RECORDS PROVIDED ▸

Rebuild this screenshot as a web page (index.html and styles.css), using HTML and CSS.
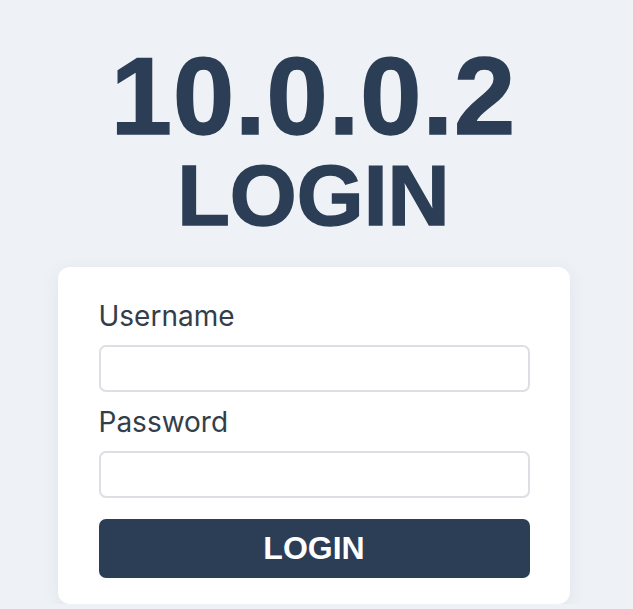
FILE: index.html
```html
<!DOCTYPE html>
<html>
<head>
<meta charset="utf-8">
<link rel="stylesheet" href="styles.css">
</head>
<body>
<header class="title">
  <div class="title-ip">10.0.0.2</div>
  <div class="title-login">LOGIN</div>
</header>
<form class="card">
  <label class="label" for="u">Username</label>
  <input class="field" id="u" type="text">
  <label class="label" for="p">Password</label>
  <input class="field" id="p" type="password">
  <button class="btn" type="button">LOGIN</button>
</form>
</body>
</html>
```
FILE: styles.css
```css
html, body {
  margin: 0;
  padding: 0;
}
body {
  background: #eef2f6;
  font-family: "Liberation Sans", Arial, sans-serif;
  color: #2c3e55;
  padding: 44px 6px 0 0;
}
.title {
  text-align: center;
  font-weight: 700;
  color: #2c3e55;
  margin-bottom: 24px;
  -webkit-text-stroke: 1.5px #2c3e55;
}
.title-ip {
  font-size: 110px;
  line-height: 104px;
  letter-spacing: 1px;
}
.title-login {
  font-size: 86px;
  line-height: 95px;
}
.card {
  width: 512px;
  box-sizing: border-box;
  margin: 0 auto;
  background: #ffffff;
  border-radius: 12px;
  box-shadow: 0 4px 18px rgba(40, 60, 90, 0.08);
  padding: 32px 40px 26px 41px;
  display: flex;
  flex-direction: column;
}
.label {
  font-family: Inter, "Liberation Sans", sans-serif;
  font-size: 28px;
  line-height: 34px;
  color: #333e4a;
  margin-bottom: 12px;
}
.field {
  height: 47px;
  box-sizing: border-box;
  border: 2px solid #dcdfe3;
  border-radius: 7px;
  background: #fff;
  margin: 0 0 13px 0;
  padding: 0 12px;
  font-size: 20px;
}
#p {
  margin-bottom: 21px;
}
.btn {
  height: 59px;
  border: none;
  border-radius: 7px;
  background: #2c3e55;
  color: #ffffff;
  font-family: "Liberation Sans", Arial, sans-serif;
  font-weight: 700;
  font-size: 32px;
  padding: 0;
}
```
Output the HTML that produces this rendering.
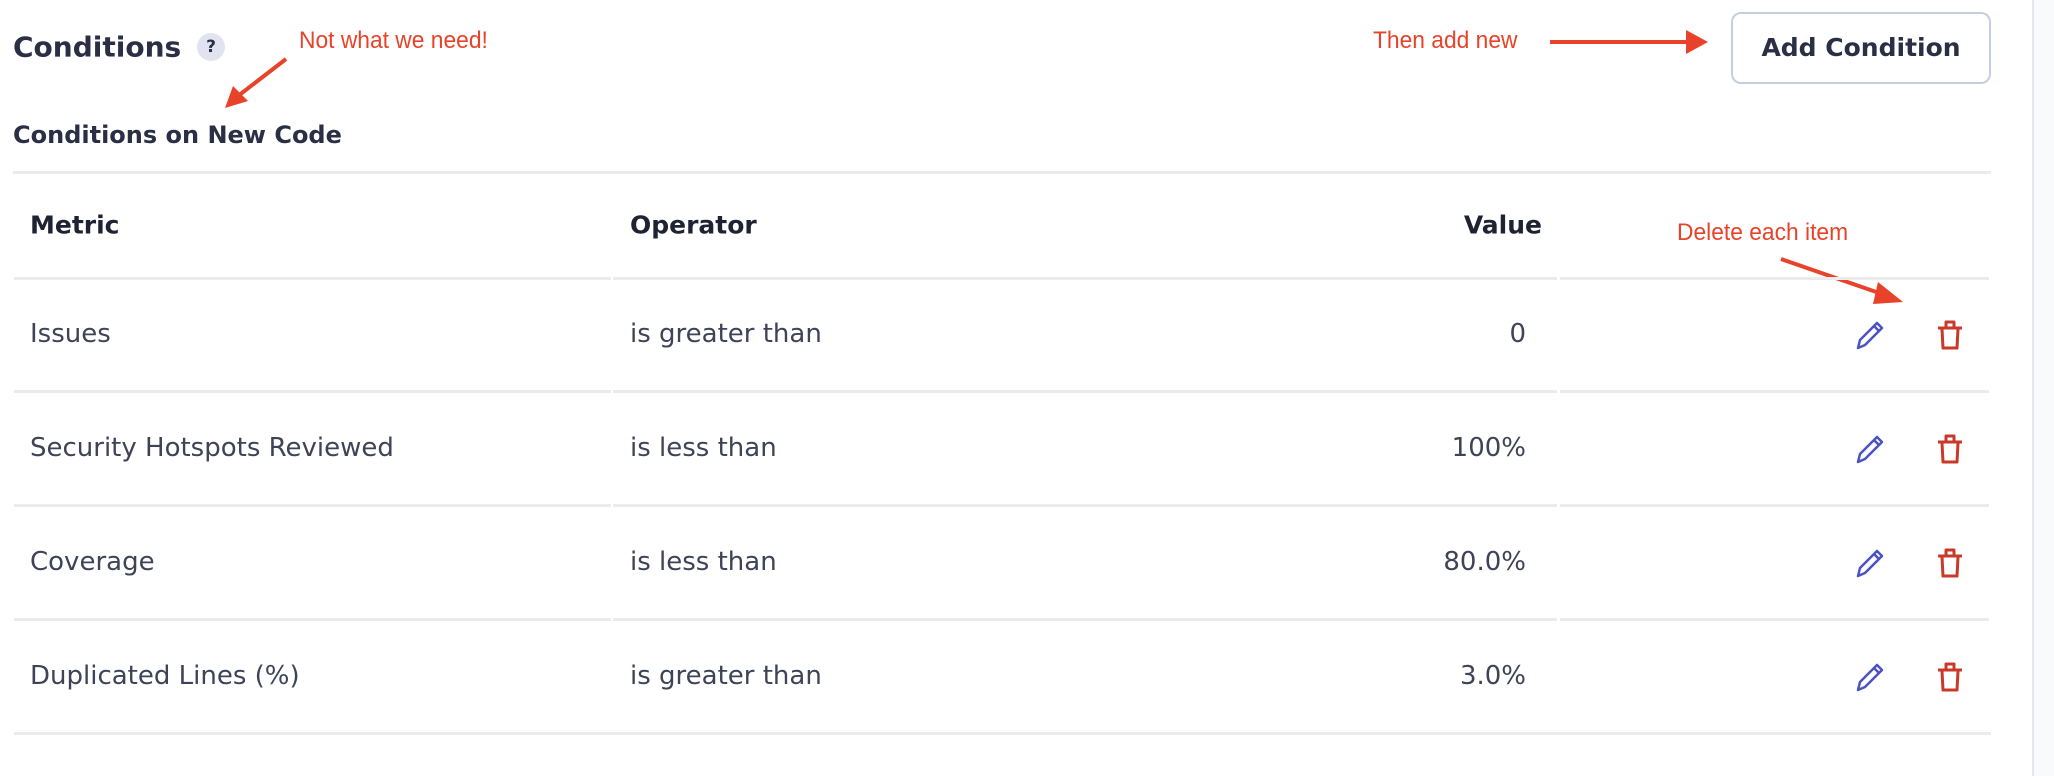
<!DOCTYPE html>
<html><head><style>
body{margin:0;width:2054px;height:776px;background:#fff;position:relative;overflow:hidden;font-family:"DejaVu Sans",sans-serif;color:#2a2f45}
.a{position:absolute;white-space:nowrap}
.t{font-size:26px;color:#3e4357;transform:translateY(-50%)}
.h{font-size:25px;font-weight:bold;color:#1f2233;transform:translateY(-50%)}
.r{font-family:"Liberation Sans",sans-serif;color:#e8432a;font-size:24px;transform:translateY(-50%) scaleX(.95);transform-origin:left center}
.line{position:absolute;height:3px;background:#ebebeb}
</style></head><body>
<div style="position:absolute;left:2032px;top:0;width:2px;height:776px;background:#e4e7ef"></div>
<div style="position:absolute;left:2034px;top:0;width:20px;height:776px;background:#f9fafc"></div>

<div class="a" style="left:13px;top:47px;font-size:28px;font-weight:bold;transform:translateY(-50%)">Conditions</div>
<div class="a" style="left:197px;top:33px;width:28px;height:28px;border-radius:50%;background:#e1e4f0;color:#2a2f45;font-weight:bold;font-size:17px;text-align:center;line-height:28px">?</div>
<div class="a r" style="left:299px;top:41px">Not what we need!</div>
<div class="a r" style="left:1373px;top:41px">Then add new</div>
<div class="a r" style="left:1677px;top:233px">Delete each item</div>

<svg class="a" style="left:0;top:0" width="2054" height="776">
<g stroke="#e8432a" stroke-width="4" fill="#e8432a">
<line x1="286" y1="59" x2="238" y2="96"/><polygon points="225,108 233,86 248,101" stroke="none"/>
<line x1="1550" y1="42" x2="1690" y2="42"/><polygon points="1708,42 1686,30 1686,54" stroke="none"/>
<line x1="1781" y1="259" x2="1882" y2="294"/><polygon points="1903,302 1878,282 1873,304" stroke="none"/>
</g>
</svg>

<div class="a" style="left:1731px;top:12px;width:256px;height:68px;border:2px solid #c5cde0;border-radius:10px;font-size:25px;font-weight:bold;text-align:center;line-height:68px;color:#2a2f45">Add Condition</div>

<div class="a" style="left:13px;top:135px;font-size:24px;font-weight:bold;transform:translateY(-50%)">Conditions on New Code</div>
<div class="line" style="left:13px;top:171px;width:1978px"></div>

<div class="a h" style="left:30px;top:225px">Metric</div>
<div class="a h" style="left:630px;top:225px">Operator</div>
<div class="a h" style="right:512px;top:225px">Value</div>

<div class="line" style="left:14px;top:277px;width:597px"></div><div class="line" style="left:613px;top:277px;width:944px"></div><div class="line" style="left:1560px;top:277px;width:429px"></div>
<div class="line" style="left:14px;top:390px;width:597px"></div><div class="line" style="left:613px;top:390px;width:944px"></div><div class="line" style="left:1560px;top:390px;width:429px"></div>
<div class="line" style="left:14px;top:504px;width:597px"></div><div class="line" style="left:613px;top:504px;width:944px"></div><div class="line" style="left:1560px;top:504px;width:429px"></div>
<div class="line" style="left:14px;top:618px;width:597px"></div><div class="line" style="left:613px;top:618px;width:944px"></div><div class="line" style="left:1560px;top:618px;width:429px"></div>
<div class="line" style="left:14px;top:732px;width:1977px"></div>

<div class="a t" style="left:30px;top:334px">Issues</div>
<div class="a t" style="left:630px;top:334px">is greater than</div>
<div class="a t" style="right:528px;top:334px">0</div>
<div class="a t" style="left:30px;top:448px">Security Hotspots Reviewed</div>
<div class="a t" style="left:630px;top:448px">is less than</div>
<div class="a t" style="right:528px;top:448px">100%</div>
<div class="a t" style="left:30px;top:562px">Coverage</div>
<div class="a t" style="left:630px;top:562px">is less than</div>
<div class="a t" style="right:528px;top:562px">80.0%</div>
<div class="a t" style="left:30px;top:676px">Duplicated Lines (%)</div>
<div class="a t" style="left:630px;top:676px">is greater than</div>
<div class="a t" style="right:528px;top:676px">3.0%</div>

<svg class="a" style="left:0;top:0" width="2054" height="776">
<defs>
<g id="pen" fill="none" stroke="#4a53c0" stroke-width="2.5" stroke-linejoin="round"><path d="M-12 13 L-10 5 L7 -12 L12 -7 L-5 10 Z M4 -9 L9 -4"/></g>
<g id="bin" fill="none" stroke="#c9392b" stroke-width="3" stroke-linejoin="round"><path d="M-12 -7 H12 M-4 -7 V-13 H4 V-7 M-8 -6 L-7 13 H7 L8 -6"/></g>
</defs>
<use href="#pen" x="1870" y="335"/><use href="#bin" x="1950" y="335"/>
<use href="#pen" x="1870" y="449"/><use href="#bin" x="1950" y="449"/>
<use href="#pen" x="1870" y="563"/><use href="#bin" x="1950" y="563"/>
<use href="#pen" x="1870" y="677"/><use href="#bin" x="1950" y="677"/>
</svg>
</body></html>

SHORT EXERCISE ▸ Calculate how many lines of the material include the string "this", and state that number by itself.

IN RESPONSE ▸ 2